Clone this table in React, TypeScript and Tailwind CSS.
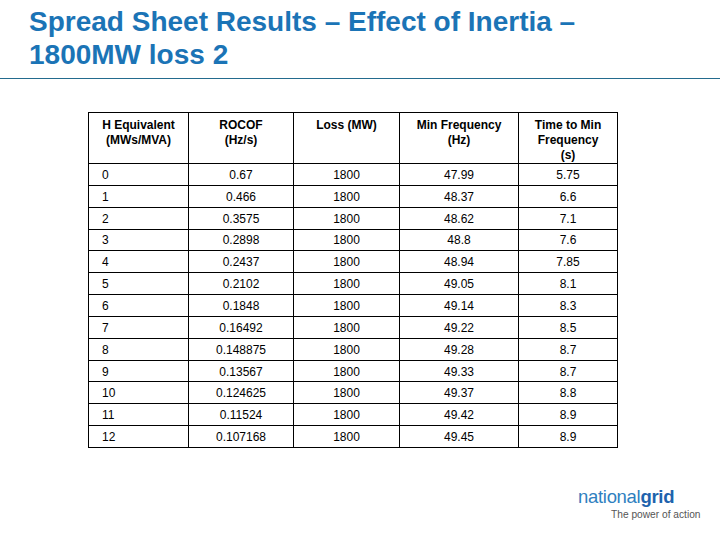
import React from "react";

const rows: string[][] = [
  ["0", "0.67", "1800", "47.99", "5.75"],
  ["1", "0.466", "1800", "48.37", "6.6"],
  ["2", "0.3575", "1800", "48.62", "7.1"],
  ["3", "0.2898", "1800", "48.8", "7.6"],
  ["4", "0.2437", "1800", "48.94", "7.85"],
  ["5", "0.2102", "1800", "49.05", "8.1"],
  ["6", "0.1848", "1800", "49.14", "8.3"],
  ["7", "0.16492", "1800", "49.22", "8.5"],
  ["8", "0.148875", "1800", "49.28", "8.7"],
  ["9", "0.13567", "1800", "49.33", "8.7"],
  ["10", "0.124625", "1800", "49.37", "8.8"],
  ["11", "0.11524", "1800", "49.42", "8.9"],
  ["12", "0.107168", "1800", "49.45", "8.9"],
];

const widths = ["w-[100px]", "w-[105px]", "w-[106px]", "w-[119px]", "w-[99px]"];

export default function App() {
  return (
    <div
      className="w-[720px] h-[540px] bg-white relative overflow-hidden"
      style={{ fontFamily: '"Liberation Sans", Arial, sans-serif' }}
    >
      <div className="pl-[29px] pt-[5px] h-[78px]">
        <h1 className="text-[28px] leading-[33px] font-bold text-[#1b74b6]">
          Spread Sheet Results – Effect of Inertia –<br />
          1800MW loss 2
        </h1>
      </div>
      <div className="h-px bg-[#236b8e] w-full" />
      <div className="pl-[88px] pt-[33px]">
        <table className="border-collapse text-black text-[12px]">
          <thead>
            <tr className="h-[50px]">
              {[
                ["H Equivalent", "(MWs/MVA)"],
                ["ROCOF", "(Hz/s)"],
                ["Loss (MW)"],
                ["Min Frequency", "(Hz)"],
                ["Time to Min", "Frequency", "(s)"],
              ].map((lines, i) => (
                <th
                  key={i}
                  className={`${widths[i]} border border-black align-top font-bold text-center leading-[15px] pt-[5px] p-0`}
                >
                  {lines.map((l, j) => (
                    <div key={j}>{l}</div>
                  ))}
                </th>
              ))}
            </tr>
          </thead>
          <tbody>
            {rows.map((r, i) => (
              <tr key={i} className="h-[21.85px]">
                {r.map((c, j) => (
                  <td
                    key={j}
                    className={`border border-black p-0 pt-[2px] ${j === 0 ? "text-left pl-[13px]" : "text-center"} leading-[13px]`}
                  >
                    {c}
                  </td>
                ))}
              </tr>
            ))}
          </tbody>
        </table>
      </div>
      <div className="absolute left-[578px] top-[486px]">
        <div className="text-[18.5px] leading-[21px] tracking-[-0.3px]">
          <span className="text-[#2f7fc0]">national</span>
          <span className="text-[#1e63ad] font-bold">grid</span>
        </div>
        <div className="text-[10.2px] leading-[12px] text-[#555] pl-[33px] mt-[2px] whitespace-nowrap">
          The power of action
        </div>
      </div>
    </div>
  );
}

= = = = =

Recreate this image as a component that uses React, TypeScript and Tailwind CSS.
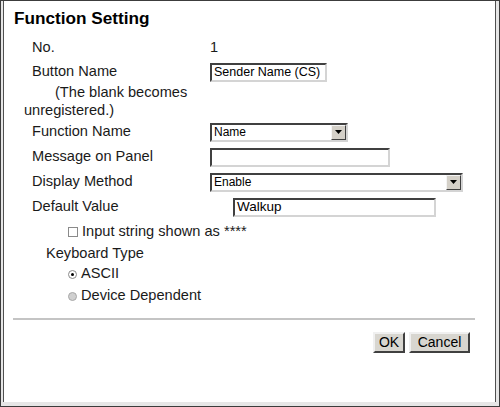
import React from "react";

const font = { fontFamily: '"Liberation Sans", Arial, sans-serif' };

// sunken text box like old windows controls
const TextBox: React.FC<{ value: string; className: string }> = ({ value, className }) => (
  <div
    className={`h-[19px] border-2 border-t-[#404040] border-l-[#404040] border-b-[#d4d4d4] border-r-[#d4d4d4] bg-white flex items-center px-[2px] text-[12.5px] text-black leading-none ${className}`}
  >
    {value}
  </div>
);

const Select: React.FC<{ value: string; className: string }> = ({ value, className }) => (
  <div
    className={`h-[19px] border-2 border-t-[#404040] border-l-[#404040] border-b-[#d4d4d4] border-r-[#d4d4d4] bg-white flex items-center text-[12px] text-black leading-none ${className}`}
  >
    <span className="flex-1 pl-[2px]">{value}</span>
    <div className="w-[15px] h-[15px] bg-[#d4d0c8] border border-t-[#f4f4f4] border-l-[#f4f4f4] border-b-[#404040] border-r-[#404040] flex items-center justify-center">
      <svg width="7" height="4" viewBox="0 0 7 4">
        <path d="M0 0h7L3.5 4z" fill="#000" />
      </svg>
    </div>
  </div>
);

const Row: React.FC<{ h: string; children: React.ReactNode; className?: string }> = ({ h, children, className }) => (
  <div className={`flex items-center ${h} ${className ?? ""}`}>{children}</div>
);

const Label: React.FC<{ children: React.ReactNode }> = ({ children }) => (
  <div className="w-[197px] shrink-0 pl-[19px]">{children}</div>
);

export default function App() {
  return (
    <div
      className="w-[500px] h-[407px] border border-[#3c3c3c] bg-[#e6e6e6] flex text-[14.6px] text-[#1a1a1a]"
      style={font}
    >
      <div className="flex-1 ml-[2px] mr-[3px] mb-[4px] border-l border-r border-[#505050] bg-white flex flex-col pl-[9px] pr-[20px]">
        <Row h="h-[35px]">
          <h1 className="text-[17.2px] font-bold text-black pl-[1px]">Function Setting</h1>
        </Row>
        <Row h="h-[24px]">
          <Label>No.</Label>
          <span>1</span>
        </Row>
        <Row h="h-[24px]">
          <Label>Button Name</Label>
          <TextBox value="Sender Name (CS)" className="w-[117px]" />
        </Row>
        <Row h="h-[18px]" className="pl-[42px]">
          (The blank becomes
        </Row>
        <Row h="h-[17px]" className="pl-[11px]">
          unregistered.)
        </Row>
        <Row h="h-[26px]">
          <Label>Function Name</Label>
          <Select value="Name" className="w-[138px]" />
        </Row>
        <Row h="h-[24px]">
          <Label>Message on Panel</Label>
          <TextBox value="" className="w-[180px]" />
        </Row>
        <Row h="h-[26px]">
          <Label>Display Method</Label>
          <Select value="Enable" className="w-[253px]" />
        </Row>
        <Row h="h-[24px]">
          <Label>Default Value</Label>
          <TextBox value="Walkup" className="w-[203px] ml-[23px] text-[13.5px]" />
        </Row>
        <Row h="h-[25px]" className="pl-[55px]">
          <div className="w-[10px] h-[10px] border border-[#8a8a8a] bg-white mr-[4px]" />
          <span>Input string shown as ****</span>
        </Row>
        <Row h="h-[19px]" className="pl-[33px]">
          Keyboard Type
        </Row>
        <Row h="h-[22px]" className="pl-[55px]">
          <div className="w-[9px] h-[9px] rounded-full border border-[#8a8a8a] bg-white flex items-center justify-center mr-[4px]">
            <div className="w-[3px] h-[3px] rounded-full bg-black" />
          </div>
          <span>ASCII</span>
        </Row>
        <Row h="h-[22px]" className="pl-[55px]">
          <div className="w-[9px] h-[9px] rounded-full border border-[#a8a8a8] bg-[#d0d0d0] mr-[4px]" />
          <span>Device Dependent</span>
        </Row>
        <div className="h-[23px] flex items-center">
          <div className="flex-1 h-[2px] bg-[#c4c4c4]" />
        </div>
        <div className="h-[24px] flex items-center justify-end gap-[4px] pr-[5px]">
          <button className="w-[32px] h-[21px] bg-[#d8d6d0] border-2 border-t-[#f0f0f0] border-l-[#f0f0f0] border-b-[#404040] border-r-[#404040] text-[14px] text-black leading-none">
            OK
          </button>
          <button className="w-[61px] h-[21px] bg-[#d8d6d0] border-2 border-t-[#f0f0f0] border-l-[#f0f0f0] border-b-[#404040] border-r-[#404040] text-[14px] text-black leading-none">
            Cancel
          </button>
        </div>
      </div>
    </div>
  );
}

= = = = =

## DIRECTIONS FOR THIS TASK
Copy every line in the entries above that has the string "TypeScript" in it.

## REPLY TO THE EXERCISE
Clone this table in React, TypeScript and Tailwind CSS.
Recreate this image as a component that uses React, TypeScript and Tailwind CSS.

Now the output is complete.